(EXERCISE BRIEF): Print the entries below word for word; the pictures stay out of your copy.

(Entries from a dataset):
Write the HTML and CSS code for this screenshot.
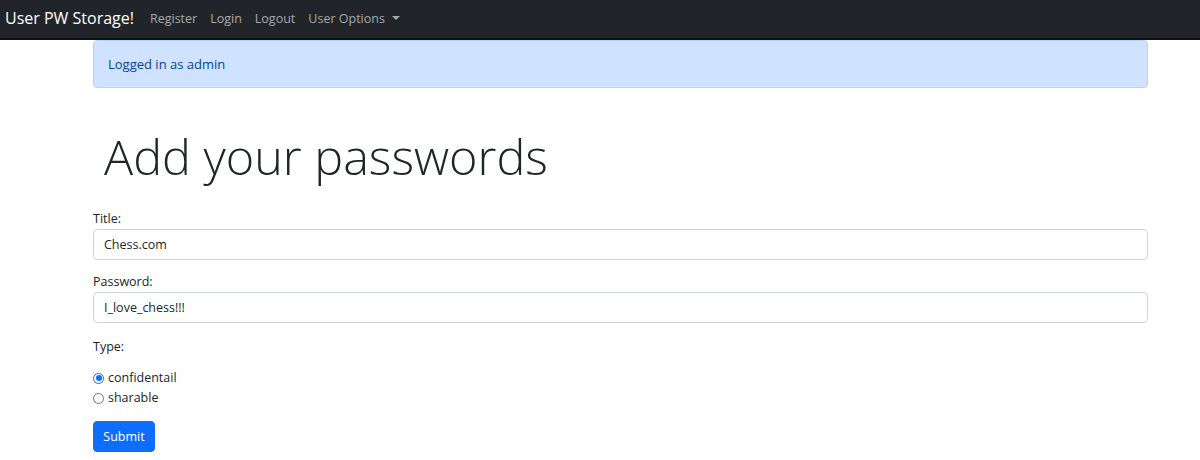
FILE: index.html
```html
<!DOCTYPE html>
<html>
<head>
<meta charset="utf-8">
<link rel="stylesheet" href="styles.css">
</head>
<body>
<nav class="navbar">
  <span class="brand">User PW Storage!</span>
  <ul class="nav">
    <li>Register</li>
    <li>Login</li>
    <li>Logout</li>
    <li class="dropdown">User Options <span class="caret"></span></li>
  </ul>
</nav>
<main class="container">
  <div class="alert">Logged in as admin</div>
  <h1 class="display">Add your passwords</h1>
  <form class="form">
    <label class="label">Title:</label>
    <div class="input">Chess.com</div>
    <label class="label">Password:</label>
    <div class="input">I_love_chess!!!</div>
    <div class="type">Type:</div>
    <div class="radio"><span class="dot checked"></span>confidentail</div>
    <div class="radio"><span class="dot"></span>sharable</div>
    <button class="btn" type="button">Submit</button>
  </form>
</main>
</body>
</html>
```
FILE: styles.css
```css
* { box-sizing: border-box; }
body {
  margin: 0;
  font-family: "Open Sans", "Noto Sans", sans-serif;
  font-size: 12.5px;
  color: #212529;
  background: #fff;
}
.navbar {
  height: 40px;
  background: #212529;
  border-bottom: 2px solid #111;
  display: flex;
  align-items: center;
  padding-left: 5px;
  padding-bottom: 2px;
}
.brand {
  color: #fff;
  font-size: 16px;
  margin-right: 16px;
}
.nav {
  list-style: none;
  display: flex;
  margin: 0;
  padding: 0;
}
.nav li {
  color: rgba(255,255,255,.6);
  font-size: 12.5px;
  margin-right: 13px;
  display: flex;
  align-items: center;
}
.caret {
  display: inline-block;
  margin-left: 7px;
  border-top: 4px solid rgba(255,255,255,.6);
  border-left: 4px solid transparent;
  border-right: 4px solid transparent;
}
.container {
  width: 1055px;
  margin-left: 93px;
}
.alert {
  height: 48px;
  background: #cfe2ff;
  border: 1px solid #b6d4fe;
  border-radius: 4px;
  color: #084298;
  padding-left: 14px;
  display: flex;
  align-items: center;
  font-size: 13px;
}
.display {
  font-weight: 300;
  font-size: 48.5px;
  margin: 28px 0 0 11px;
  line-height: 80px;
  color: #212529;
}
.form {
  margin-top: 14px;
  display: flex;
  flex-direction: column;
  align-items: flex-start;
}
.label { display: block; line-height: 18px; margin-bottom: 1px; }
.input {
  width: 100%;
  height: 31px;
  border: 1px solid #ced4da;
  border-radius: 4px;
  padding-left: 10px;
  display: flex;
  align-items: center;
  margin-bottom: 13px;
}
.type { margin-top: 1px; line-height: 20px; margin-bottom: 11px; }
.radio { display: flex; align-items: center; line-height: 20px; }
.dot {
  width: 11px; height: 11px;
  border: 1px solid #767676;
  border-radius: 50%;
  margin-right: 4px;
  display: inline-block;
  position: relative;
}
.dot.checked { border-color: #0d6efd; }
.dot.checked::after {
  content: "";
  position: absolute;
  left: 1.5px; top: 1.5px;
  width: 6px; height: 6px;
  border-radius: 50%;
  background: #0d6efd;
}
.btn {
  margin-top: 13px;
  background: #0d6efd;
  color: #fff;
  border: 1px solid #0d6efd;
  border-radius: 4px;
  font-family: inherit;
  font-size: 12.5px;
  height: 31px;
  width: 62px;
  padding: 0;
}
```
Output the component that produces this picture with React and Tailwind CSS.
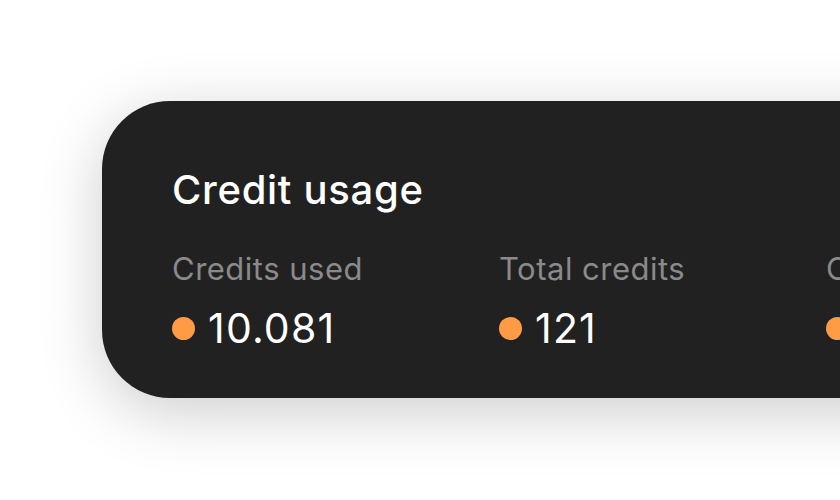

(FINISHED EXERCISE):
Write the HTML and CSS code for this screenshot.
FILE: index.html
```html
<!DOCTYPE html>
<html>
<head>
<meta charset="utf-8">
<link rel="stylesheet" href="styles.css">
</head>
<body>
<nav class="navbar">
  <span class="brand">User PW Storage!</span>
  <ul class="nav">
    <li>Register</li>
    <li>Login</li>
    <li>Logout</li>
    <li class="dropdown">User Options <span class="caret"></span></li>
  </ul>
</nav>
<main class="container">
  <div class="alert">Logged in as admin</div>
  <h1 class="display">Add your passwords</h1>
  <form class="form">
    <label class="label">Title:</label>
    <div class="input">Chess.com</div>
    <label class="label">Password:</label>
    <div class="input">I_love_chess!!!</div>
    <div class="type">Type:</div>
    <div class="radio"><span class="dot checked"></span>confidentail</div>
    <div class="radio"><span class="dot"></span>sharable</div>
    <button class="btn" type="button">Submit</button>
  </form>
</main>
</body>
</html>
```
FILE: styles.css
```css
* { box-sizing: border-box; }
body {
  margin: 0;
  font-family: "Open Sans", "Noto Sans", sans-serif;
  font-size: 12.5px;
  color: #212529;
  background: #fff;
}
.navbar {
  height: 40px;
  background: #212529;
  border-bottom: 2px solid #111;
  display: flex;
  align-items: center;
  padding-left: 5px;
  padding-bottom: 2px;
}
.brand {
  color: #fff;
  font-size: 16px;
  margin-right: 16px;
}
.nav {
  list-style: none;
  display: flex;
  margin: 0;
  padding: 0;
}
.nav li {
  color: rgba(255,255,255,.6);
  font-size: 12.5px;
  margin-right: 13px;
  display: flex;
  align-items: center;
}
.caret {
  display: inline-block;
  margin-left: 7px;
  border-top: 4px solid rgba(255,255,255,.6);
  border-left: 4px solid transparent;
  border-right: 4px solid transparent;
}
.container {
  width: 1055px;
  margin-left: 93px;
}
.alert {
  height: 48px;
  background: #cfe2ff;
  border: 1px solid #b6d4fe;
  border-radius: 4px;
  color: #084298;
  padding-left: 14px;
  display: flex;
  align-items: center;
  font-size: 13px;
}
.display {
  font-weight: 300;
  font-size: 48.5px;
  margin: 28px 0 0 11px;
  line-height: 80px;
  color: #212529;
}
.form {
  margin-top: 14px;
  display: flex;
  flex-direction: column;
  align-items: flex-start;
}
.label { display: block; line-height: 18px; margin-bottom: 1px; }
.input {
  width: 100%;
  height: 31px;
  border: 1px solid #ced4da;
  border-radius: 4px;
  padding-left: 10px;
  display: flex;
  align-items: center;
  margin-bottom: 13px;
}
.type { margin-top: 1px; line-height: 20px; margin-bottom: 11px; }
.radio { display: flex; align-items: center; line-height: 20px; }
.dot {
  width: 11px; height: 11px;
  border: 1px solid #767676;
  border-radius: 50%;
  margin-right: 4px;
  display: inline-block;
  position: relative;
}
.dot.checked { border-color: #0d6efd; }
.dot.checked::after {
  content: "";
  position: absolute;
  left: 1.5px; top: 1.5px;
  width: 6px; height: 6px;
  border-radius: 50%;
  background: #0d6efd;
}
.btn {
  margin-top: 13px;
  background: #0d6efd;
  color: #fff;
  border: 1px solid #0d6efd;
  border-radius: 4px;
  font-family: inherit;
  font-size: 12.5px;
  height: 31px;
  width: 62px;
  padding: 0;
}
```
Output the component that produces this picture with React and Tailwind CSS.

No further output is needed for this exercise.